German Chancellor Angela Merkel unveiled her third-term Cabinet on Sunday, with a long-time rival set to take the toughest job and a party rebel cast as a possible successor to the German leader.
Merkel faced reporters after a meeting of her Christian Democrats (CDU) and announced the widely expected reappointment of Wolfgang Schaeuble as finance minister.
However, she landed a coup by tapping mother-of-seven Ursula von der Leyen as Germany’s first female minister of defense.
The news sparked frenzied media speculation that the 55-year-old was now Merkel’s heir apparent.
“She will have an exciting, very challenging task and I am certain that she will do it very, very well,” Merkel said.
Earlier Sigmar Gabriel, leader of the Social Democrats (SPD), junior partners in the power-sharing government, said he would become Merkel’s vice-chancellor and head up what the media labelled a “super ministry” responsible for the economy and energy policy.
Frank-Walter Steinmeier is to return as minister of foreign affairs, a job he held under Merkel during her first term from 2005 to 2009 when she also led a left-right “grand coalition.”
The SPD kept a pledge to fill half of the Cabinet seats allotted to them with women.
Left-wing firebrand Andrea Nahles, the SPD’s current general secretary, is to become labor minister, sharing responsibility for rolling out Germany’s first national minimum wage — a condition the SPD set for the alliance with Merkel.

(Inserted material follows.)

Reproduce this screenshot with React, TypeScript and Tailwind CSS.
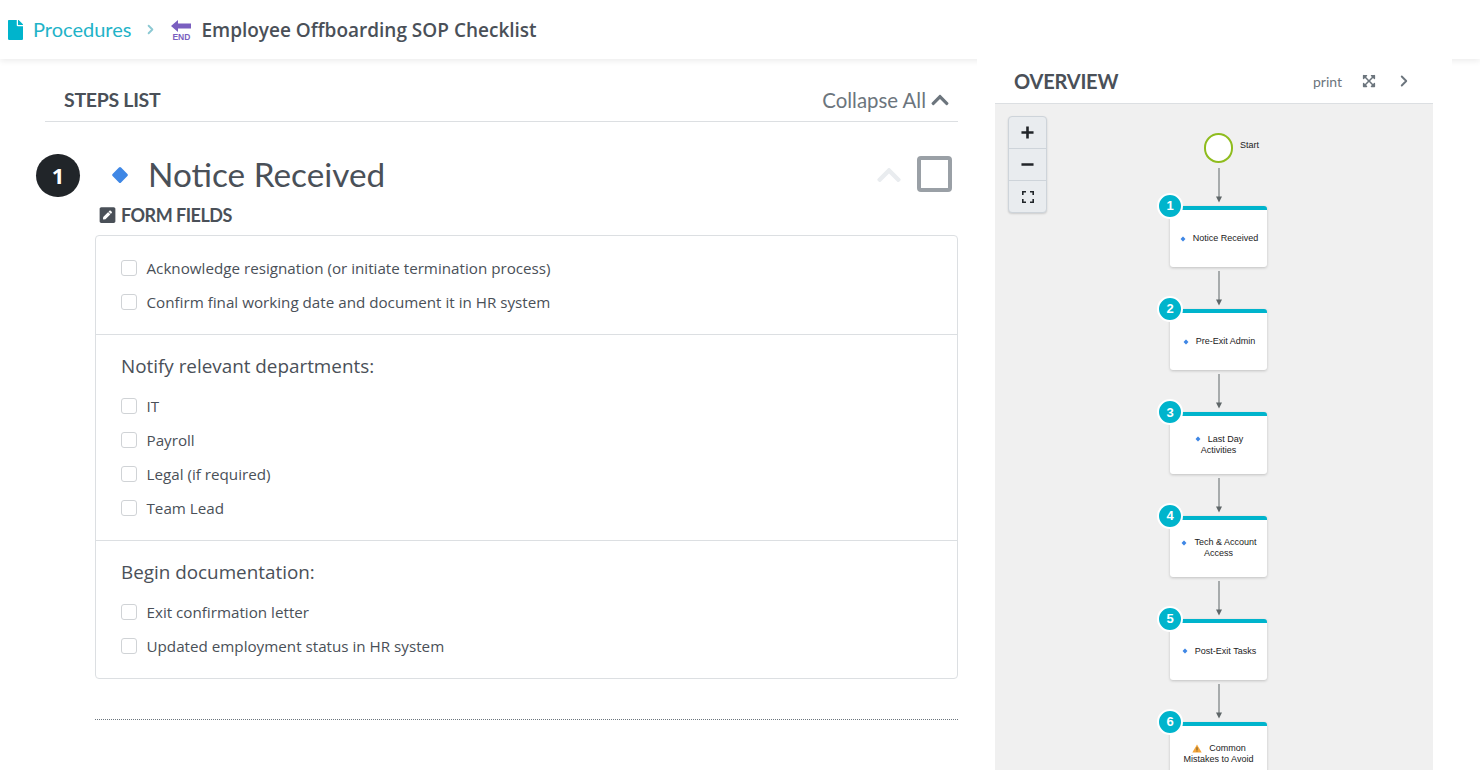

Party Vice-Chairwoman Manuela Schwesig is to take charge of family affairs, and SPD Treasurer Barbara Hendricks is headed for the environment ministry.
Gabriel said another SPD deputy leader, Aydan Ozoguz, would become state minister for immigration, refugees and integration — the highest office ever held in Germany by a woman from the country’s 3-million-strong Turkish community.
Von der Leyen, a rising star in the CDU, has at times openly challenged Merkel on policy — most recently this year over a call for binding quotas for female executives.
By handing her the high-profile brief, Merkel indicated that she did not bear a grudge and inspired rampant rumors about a bright political future in Berlin.
The “super ministry” that Gabriel, a former environment minister, will lead is to manage Germany’s transition away from nuclear power and toward greater use of renewable energy sources.
The brief stems from Merkel’s abrupt decision in the wake of Japan’s Fukushima Dai-ichi nuclear disaster in March 2011 to shut down all of Germany’s reactors by 2022.
The radical policy shift has seen energy costs rise for consumers and driven up greenhouse gas emissions as the country turns to coal to fill a power supply gap.
Given the complexity of the task, many analysts saw the appointment as a poisoned chalice handed by Merkel to Gabriel, her likely challenger in 2017 should she stand for a fourth term.
“We have hard work ahead of us,” Gabriel said.
Analyst Claire Demesmay of the German Council on Foreign Relations, a Berlin-based think tank, said Merkel and her returning Minister of Foreign Affairs Steinmeier had a good working relationship despite different takes on complex countries such as Russia.
Merkel hailed Schaeuble, the main architect of Germany’s tough-love response to the eurozone crisis, saying he stood “for the stability of the euro and the policies connected to it.”